Where did the idea for the first box comes from?

We were working for agencies, painting the walls of like the Empowerment Center, or going to Westcare and helping clean it up, but we didn’t have that in Carson, so we were like, “How can we give back to the community out there?” Somebody mentioned a library box, and that doesn’t really serve our population, you know?

Makes sense.

So we were like, “Let’s just do boxes.” Because those library boxes are on point, dude. Whoever made those boxes knows how to build a fucking box.

And it’s like a passive way to donate in ways they might not do otherwise.

Absolutely. … So far we’ve got six out. We’ve got one in Douglas County, one in Lyon County, four out here and one in Carson—so, seven.
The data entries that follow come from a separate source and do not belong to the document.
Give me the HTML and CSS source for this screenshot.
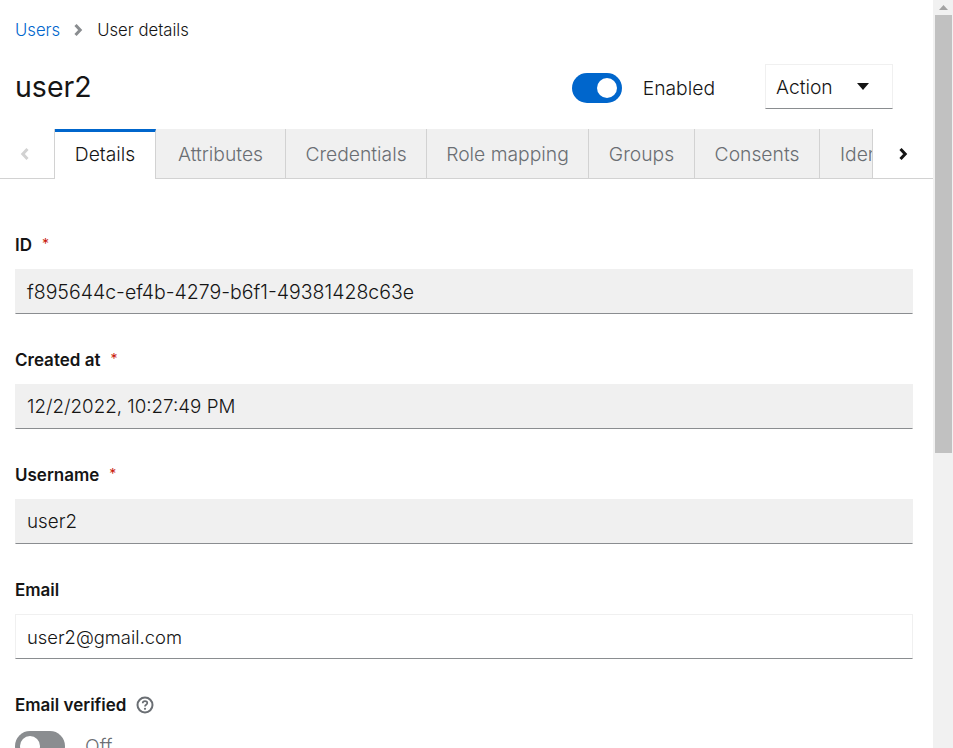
FILE: index.html
```html
<!DOCTYPE html>
<html lang="en">
<head>
<meta charset="utf-8">
<title>User details</title>
<link rel="stylesheet" href="styles.css">
</head>
<body>
<div class="app">
  <main class="page">
    <nav class="crumbs">
      <a class="crumb-link">Users</a>
      <svg class="crumb-sep" viewBox="0 0 10 14" width="10" height="14"><path d="M2.500 2 7.200 7l-4.700 5" fill="none" stroke="#8a8d90" stroke-width="3"/></svg>
      <span class="crumb-current">User details</span>
    </nav>
    <header class="head">
      <h1 class="title">user2</h1>
      <div class="head-actions">
        <span class="switch switch-on"><span class="knob"></span></span>
        <span class="switch-label">Enabled</span>
        <div class="action"><span>Action</span><svg class="caret" viewBox="0 0 12 7" width="12" height="7"><path d="M0 0h12L6 7z" fill="#151515"/></svg></div>
      </div>
    </header>
    <div class="tabs">
      <div class="tab-arrow tab-arrow-left"><svg viewBox="0 0 10 14" width="10" height="14"><path d="M7.500 2 2.800 7l4.700 5" fill="none" stroke="#d2d2d2" stroke-width="3"/></svg></div>
      <div class="tab tab-active">Details</div>
      <div class="tab">Attributes</div>
      <div class="tab">Credentials</div>
      <div class="tab">Role mapping</div>
      <div class="tab">Groups</div>
      <div class="tab">Consents</div>
      <div class="tab tab-cut"><span>Identity provider links</span></div>
      <div class="tab-arrow"><svg viewBox="0 0 10 14" width="10" height="14"><path d="M2.500 2 7.200 7l-4.700 5" fill="none" stroke="#151515" stroke-width="3"/></svg></div>
    </div>
    <form class="form">
      <div class="field">
        <div class="label">ID <span class="req">*</span></div>
        <div class="input input-ro input-id">f895644c-ef4b-4279-b6f1-49381428c63e</div>
      </div>
      <div class="field">
        <div class="label">Created at <span class="req">*</span></div>
        <div class="input input-ro">12/2/2022, 10:27:49 PM</div>
      </div>
      <div class="field">
        <div class="label">Username <span class="req">*</span></div>
        <div class="input input-ro">user2</div>
      </div>
      <div class="field">
        <div class="label">Email</div>
        <div class="input input-email">user2@gmail.com</div>
      </div>
      <div class="field">
        <div class="label">Email verified
          <svg class="help" viewBox="0 0 18 18" width="18" height="18"><circle cx="9" cy="9" r="7.500" fill="none" stroke="#6a6e73" stroke-width="2"/><path d="M6.700 7.200c0-1.300 1-2.100 2.300-2.100s2.300.8 2.300 2c0 1.700-2.300 1.700-2.300 3.300" fill="none" stroke="#6a6e73" stroke-width="1.700"/><circle cx="9" cy="12.800" r="1.100" fill="#6a6e73"/></svg>
        </div>
        <div class="toggle-row">
          <span class="switch switch-off"><span class="knob"></span></span>
          <span class="off-label">Off</span>
        </div>
      </div>
    </form>
  </main>
  <div class="scrollbar">
    <div class="scroll-btn"><svg viewBox="0 0 9 5" width="9" height="5"><path d="M4.500 0 9 5H0z" fill="#a3a3a3"/></svg></div>
    <div class="scroll-thumb"></div>
  </div>
</div>
</body>
</html>
```
FILE: styles.css
```css
* { box-sizing: border-box; }
html, body { margin: 0; height: 100%; overflow: hidden; background: #fff; }
body { font-family: Inter, "Open Sans", sans-serif; font-size: 19.300px; font-weight: 300; color: #151515; }
.app { display: flex; height: 748px; }
.page { flex: 1; min-width: 0; overflow: hidden; }
.crumbs { display: flex; align-items: center; height: 20px; margin: 20px 0 0 15px; font-size: 16.700px; }
.crumb-link { color: #06c; }
.crumb-sep { margin: 0 14px 0 13px; }
.head { display: flex; align-items: center; justify-content: space-between; height: 45px; margin-top: 24px; padding: 0 40px 0 15px; }
.title { margin: 0; font-size: 28.500px; font-weight: 400; }
.head-actions { display: flex; align-items: center; }
.switch { display: inline-flex; align-items: center; width: 50px; height: 30px; border-radius: 15px; padding: 0 5px; }
.head-actions .switch, .switch-label { position: relative; top: 1px; }
.switch-on { background: #06c; justify-content: flex-end; }
.switch-off { background: #8a8d90; justify-content: flex-start; }
.knob { width: 20px; height: 20px; border-radius: 50%; background: #fff; }
.switch-label { margin-left: 21px; }
.action { display: flex; align-items: center; justify-content: space-between; width: 128px; height: 45px; margin-left: 50px; padding: 0 23px 0 10px; border: 1px solid #f0f0f0; border-bottom-color: #8a8d90; }
.tabs { display: grid; grid-template-columns: 55px 101px 130px 141px 162px 106px 125px 53px 60px; height: 50px; margin-top: 20px; border-bottom: 1px solid #d2d2d2; }
.tab-arrow { display: flex; align-items: center; justify-content: center; height: 49px; }
.tab-arrow-left { padding-right: 4px; border-right: 1px solid #d2d2d2; }
.tab { display: flex; align-items: center; justify-content: center; height: 49px; background: #f0f0f0; color: #6a6e73; border-right: 1px solid #d2d2d2; white-space: nowrap; }
.tab-active { height: 50px; background: #fff; color: #151515; border-top: 3px solid #06c; padding: 0 0 3px; }
.tab-cut { justify-content: flex-start; min-width: 0; overflow: hidden; padding-left: 20px; }
.form { padding: 0 20px 0 15px; margin-top: 55px; }
.field { margin-bottom: 35px; }
.label { display: flex; align-items: center; height: 22px; font-size: 17px; font-weight: 600; }
.req { margin: -3px 0 0 10px; font-size: 14px; font-weight: 400; color: #c9190b; }
.input { display: flex; align-items: center; height: 45px; margin-top: 13px; padding: 0 11px; font-size: 18.800px; border: 1px solid #f0f0f0; border-bottom-color: #8a8d90; }
.input-id { font-size: 19.500px; }
.input-email { font-size: 18.400px; }
.input-ro { background: #f0f0f0; }
.help { margin-left: 10px; }
.toggle-row { display: flex; align-items: center; margin-top: 15px; }
.off-label { margin-left: 20px; color: #6a6e73; }
.scrollbar { flex: none; display: flex; flex-direction: column; width: 20px; padding: 0 1px 0 2px; background: #f1f1f1; }
.scroll-btn { display: flex; align-items: center; justify-content: center; height: 15px; }
.scroll-thumb { height: 438px; background: #c1c1c1; }
```
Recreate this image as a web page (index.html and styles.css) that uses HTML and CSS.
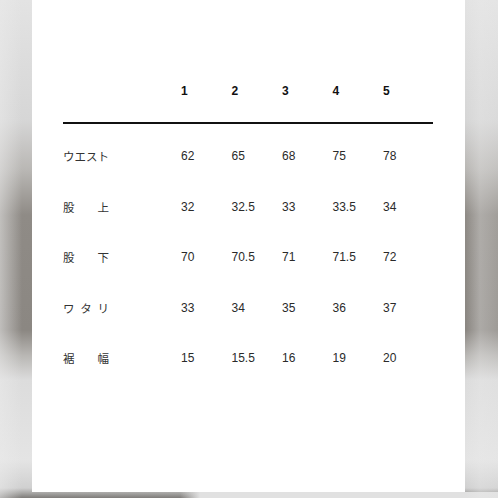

The cool thing is that, people—when you start working social services or giving back in the community—you’ll find that people want to give, people want to help. I promise you, they do. When you give someone easy access to helping, they’ll fucking do it, dude. You put a box there and all you got to do is put something in the box, like why wouldn’t you?

Is this something that could have benefited you when you were homeless?

Oh yes, I was homeless on the streets of Vegas, and I was addicted to meth. A lot of times, when you’re homeless and addicted to drugs, and you don’t got nowhere to go, you ride it until the wheels fall off. … And you sleep where you drop, and often times you’ll drop from the sun. And then you’re dehydrated, and you’ll go to the emergency room. So if they would have had something like water—a lot of people in the summer will put water in there, water and Gatorade. And a lot of times, when people get clean, being clean is not enough. You’ve got to have purpose. You’ve got to have something drive you forward. And giving people purpose and showing them that, it gives them some self efficacy like, “I can do something, I built that box, bro!”